The Seahorse Extracellular Flux Analyzer was used to complete the proposed measurements of in vivo oxidative stress in 24hpf zebrafish embryos and qRT-PCR was conducted at 48hpf using primers for a number of oxidative stress genes in the superoxide dismutase (sod), glutathione transferase (gst), and glutathione peroxidase (gpx) families, important in cellular detoxification and protection from oxidative damage. Several oxidative stress genes were differentially upregulated after developmental exposures to these selected OPAHs. Using the Seahorse assay, mitochondrial function was evaluated by measuring the oxygen consumption rate (ocr). There were decreases in baseline and ATP-linked oxygen consumption rates, and the maximum oxygen capacity in embryos exposed to 9,10-PHEQ, 7,12-B[a]AQ, BEZO, and XAN.
The chemical genetic screen was designed to detect small molecules that could modulate the effects of developmental OPAH exposure. The research team quickly screened approximately 5000 small molecules against the separate effects of BEZO, 7,12-B[a]AQ and phenanthrene quinone and uncovered just over 20 obvious, but putative, hits where OPAH malformation severity was strongly reduced. These results will be pursued via other funding mechanisms. The researchers shifted the focus of Specific Aim 3 to examine PAH effects on early development gene expression changes and cognitive outcomes later in life. The basis for pursuing adult cognitive phenotypes from PAH exposure stems from observations of robust behavioral differences as early as 5 dpf. The researchers are presently analyzing the RNA-Seq data from 6 - 48 hpf exposures of 0.1 and 1ppm B[a]P and 1ppm dibenzo[a,l]pyrene DB[a,l]P. Embryos were exposed in 3 biological replicates of 20 embryos each. The research team is now assessing cognition in adult fish from these same B[a]P and DB[a,l]P exposure cohorts with place preference-shuttle box learning experiments in the laboratory. These experiments will be completed in March 2013 and the investigators are already pursuing a similar approach with the OPAHs BEZO, 7,12-B[a]AQ, 9,10-PHEQ and XAN.

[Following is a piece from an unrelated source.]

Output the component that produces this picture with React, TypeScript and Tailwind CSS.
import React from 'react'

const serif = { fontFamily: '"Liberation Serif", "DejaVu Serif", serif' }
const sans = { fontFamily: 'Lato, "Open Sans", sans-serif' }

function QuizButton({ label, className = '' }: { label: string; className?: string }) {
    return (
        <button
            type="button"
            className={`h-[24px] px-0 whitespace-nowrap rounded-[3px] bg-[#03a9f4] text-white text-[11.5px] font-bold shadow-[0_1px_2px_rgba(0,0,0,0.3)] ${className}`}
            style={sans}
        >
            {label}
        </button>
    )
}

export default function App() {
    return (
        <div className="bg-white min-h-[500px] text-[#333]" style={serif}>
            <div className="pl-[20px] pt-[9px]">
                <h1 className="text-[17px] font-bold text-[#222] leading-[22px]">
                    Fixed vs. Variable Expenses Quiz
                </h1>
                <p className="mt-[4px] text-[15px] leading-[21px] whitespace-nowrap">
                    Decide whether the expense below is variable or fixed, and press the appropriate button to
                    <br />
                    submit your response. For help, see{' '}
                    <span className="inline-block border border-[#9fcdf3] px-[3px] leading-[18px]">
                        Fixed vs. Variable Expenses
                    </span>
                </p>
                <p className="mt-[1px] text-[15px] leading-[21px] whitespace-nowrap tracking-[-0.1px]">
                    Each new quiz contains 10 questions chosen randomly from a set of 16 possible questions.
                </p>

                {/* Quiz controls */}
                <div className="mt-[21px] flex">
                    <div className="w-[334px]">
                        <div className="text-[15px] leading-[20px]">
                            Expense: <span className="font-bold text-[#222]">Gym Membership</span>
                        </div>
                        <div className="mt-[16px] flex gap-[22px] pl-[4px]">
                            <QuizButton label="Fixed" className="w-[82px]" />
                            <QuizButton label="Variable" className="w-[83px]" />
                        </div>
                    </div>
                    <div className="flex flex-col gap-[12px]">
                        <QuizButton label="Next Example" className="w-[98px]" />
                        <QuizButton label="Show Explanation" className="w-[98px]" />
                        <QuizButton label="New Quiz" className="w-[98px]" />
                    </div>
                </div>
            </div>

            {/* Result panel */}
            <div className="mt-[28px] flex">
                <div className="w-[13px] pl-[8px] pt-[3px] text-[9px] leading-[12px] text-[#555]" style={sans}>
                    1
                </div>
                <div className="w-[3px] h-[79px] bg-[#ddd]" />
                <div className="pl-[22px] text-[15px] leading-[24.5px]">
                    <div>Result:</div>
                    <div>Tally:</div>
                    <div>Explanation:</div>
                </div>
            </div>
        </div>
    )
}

This project pioneered the systematic investigation of the developmental effects of parent and oxygenated PAH (OPAH) exposure. There is growing evidence that OPAHs may be more toxic than parent PAHs. Parent and OPAHs induce different morphological and behavioral effects on development dependent on their structure. Members of each class can be aryl hydrocarbon receptor (AHR) dependent and independent. The gene expression changes, oxidative stress responses and behavioral effects data are becoming a rich body of data from which new insight into the mechanisms of PAH developmental toxicity will continue to emerge. These data will also provide valuable biomarker information for comparison with environmental mixtures containing PAHs. The research team has good reason to anticipate that low micromolar developmental exposures to some parent and oxy PAHs will elicit adverse cognitive outcomes in adults. These studies are important to understanding the mechanisms and long term health impacts of these ubiquitous contaminants.